Fagerman found this to be an odd response, so he turned to us. Our verify team got to work using information from a local pharmacy owner and requirements set by the Federal Drug Administration.
The main issue with medication exposed to higher temperatures is a loss of potency.
"Potency would be the issue, if there is one," Koelzer said.
Koelzer said as far as health hazards, there's no definitive research proving that medication kept in excessive temperatures (cold or hot) can create an actual health concern. He chalks up the varying answers on this topic to the differing circumstances, temperatures and type of medications.
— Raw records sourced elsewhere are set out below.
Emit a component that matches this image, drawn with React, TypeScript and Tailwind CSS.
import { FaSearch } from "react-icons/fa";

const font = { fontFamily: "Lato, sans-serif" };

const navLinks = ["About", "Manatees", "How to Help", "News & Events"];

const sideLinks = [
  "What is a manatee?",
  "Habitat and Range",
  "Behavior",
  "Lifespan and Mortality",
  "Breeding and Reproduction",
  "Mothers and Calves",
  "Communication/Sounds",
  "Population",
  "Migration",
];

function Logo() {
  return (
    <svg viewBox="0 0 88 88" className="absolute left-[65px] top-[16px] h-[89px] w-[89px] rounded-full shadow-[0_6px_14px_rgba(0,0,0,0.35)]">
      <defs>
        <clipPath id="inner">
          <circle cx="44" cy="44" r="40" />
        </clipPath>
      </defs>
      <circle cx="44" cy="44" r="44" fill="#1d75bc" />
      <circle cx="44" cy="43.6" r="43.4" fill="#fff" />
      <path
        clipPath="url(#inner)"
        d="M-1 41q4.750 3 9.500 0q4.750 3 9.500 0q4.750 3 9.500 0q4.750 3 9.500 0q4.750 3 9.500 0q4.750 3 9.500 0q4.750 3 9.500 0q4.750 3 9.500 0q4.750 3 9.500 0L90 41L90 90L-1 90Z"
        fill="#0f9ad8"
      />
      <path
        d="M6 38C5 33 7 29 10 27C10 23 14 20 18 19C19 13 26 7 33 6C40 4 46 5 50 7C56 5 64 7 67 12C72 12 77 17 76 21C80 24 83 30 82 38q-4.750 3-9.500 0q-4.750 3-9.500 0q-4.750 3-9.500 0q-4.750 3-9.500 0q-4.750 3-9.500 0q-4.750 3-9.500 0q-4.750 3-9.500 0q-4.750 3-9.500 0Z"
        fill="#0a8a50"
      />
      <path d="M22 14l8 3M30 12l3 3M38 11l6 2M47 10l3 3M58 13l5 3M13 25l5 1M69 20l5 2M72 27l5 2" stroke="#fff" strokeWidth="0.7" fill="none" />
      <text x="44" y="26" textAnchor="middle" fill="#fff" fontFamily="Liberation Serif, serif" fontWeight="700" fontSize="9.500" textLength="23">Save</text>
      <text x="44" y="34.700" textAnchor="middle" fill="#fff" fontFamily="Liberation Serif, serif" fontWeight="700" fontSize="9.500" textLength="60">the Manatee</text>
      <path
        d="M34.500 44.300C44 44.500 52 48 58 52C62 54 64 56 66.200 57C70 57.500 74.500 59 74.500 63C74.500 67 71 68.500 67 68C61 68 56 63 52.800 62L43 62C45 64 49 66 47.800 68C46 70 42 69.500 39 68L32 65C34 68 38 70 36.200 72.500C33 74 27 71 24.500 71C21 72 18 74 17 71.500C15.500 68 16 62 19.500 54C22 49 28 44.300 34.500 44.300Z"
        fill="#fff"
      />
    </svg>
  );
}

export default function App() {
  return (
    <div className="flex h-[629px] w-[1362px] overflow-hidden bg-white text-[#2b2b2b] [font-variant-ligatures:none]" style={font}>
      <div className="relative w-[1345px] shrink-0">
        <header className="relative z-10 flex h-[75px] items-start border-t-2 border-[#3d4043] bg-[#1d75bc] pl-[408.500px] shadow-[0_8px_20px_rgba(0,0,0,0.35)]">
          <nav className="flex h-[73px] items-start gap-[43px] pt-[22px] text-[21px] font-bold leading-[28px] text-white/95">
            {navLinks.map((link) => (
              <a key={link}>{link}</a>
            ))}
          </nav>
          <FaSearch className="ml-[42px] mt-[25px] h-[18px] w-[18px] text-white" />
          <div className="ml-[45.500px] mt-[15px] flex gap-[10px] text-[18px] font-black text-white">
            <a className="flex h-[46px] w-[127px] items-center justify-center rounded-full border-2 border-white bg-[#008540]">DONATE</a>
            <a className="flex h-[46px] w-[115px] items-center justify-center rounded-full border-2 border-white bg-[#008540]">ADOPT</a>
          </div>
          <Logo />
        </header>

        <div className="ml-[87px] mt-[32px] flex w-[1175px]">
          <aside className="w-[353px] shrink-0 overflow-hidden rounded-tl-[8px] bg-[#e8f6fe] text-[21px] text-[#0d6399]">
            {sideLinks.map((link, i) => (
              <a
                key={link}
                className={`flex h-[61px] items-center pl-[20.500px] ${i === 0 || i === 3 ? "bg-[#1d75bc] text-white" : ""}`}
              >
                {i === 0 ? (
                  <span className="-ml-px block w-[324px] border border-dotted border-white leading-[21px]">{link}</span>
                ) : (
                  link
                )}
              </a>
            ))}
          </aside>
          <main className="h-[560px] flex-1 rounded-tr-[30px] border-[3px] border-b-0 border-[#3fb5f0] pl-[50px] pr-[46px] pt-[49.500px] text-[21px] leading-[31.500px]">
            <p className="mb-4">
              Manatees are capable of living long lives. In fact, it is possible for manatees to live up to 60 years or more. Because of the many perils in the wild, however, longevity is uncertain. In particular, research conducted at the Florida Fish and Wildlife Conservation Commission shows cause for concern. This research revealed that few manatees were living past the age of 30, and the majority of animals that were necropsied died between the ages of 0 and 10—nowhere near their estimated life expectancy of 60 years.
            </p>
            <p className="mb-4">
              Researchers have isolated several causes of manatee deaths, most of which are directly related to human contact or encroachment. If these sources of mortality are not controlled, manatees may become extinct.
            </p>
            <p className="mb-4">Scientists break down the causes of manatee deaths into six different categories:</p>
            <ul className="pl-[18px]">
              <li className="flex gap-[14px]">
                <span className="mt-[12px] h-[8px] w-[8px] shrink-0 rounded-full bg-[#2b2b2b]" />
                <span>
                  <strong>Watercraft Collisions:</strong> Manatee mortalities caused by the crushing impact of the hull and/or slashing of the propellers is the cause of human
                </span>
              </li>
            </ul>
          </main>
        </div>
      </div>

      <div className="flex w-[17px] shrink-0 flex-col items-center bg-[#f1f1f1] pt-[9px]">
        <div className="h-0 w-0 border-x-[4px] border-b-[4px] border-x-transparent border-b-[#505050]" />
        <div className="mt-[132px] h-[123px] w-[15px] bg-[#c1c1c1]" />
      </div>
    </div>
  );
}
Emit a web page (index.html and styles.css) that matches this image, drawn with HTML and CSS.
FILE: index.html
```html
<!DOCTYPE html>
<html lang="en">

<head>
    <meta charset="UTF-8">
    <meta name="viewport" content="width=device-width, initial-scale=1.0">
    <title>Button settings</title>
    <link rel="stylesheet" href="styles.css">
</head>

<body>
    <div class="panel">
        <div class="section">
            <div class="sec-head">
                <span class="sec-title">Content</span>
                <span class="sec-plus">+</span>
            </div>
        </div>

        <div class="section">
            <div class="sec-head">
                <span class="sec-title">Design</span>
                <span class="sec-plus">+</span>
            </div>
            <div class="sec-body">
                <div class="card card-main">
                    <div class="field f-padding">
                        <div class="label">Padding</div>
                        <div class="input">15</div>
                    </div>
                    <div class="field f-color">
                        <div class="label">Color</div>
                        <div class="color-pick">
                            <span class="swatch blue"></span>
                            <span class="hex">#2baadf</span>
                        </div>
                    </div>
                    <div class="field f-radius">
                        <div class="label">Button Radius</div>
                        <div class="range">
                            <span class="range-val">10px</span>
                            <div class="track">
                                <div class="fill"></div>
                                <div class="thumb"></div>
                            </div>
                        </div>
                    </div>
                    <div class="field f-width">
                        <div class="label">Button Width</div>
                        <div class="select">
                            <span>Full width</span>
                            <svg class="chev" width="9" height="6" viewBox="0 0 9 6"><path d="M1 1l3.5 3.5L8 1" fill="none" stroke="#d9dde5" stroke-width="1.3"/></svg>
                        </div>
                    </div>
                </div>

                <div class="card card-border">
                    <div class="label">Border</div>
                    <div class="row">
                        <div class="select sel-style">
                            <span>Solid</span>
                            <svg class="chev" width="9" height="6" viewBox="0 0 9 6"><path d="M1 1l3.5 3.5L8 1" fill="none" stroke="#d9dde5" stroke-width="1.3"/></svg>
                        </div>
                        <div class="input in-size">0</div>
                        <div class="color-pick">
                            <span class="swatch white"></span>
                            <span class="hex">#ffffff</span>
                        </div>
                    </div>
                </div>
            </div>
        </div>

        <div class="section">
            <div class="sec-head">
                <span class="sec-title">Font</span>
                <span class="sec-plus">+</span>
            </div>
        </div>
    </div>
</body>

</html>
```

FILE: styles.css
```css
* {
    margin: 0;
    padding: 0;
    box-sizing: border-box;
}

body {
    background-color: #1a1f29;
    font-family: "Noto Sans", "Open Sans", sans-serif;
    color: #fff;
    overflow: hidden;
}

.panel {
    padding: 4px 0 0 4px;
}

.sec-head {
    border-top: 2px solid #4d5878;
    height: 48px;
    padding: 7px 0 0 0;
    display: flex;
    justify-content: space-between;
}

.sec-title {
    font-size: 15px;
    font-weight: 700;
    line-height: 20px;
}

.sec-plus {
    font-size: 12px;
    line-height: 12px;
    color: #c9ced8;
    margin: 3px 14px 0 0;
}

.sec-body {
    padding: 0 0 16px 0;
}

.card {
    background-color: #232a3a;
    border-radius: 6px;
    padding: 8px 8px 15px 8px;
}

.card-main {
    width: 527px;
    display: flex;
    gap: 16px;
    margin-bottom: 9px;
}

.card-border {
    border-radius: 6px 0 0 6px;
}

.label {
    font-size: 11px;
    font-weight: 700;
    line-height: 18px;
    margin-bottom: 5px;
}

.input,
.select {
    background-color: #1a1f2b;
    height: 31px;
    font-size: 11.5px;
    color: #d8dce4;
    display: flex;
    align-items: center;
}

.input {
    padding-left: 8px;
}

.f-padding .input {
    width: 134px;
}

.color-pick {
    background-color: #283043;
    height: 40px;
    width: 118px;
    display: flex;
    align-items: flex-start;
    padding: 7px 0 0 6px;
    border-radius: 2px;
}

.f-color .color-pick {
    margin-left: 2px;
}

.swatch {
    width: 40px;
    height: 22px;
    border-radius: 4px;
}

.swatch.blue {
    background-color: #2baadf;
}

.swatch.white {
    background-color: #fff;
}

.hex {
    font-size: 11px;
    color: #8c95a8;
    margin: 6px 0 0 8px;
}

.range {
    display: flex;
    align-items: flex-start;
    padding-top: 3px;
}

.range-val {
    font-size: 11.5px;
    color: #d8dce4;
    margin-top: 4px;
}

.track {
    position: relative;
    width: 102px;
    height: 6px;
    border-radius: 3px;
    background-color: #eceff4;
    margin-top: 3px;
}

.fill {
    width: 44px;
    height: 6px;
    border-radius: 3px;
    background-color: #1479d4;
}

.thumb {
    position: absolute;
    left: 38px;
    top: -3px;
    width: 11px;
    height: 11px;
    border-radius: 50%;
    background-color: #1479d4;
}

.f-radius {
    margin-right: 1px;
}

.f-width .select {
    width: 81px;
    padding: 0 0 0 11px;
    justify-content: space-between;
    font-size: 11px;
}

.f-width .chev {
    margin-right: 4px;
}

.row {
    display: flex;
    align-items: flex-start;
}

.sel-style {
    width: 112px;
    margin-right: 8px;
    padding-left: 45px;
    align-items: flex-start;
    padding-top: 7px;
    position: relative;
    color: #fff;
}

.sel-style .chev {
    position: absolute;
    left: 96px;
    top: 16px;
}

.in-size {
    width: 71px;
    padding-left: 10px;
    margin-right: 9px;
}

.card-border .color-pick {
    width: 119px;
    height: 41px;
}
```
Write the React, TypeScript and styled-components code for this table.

But it is worth noting that the FDA requires companies to mail prescriptions in proper packaging that allows it to be kept in the recommended temperatures.
"If you have choices-- its always better to stick with medication that you know has been kept at the correct temperature. As oppose to a 105 degree mail truck or mailbox," said Koelzer.
So we can Verify that while there is no definite health hazard, extreme heat, humidity and even cold temperatures can affect the potency of your medication.
If you have concerns with your own mail order prescriptions it is best to reach out to your provider and see what steps they take to protect your medication.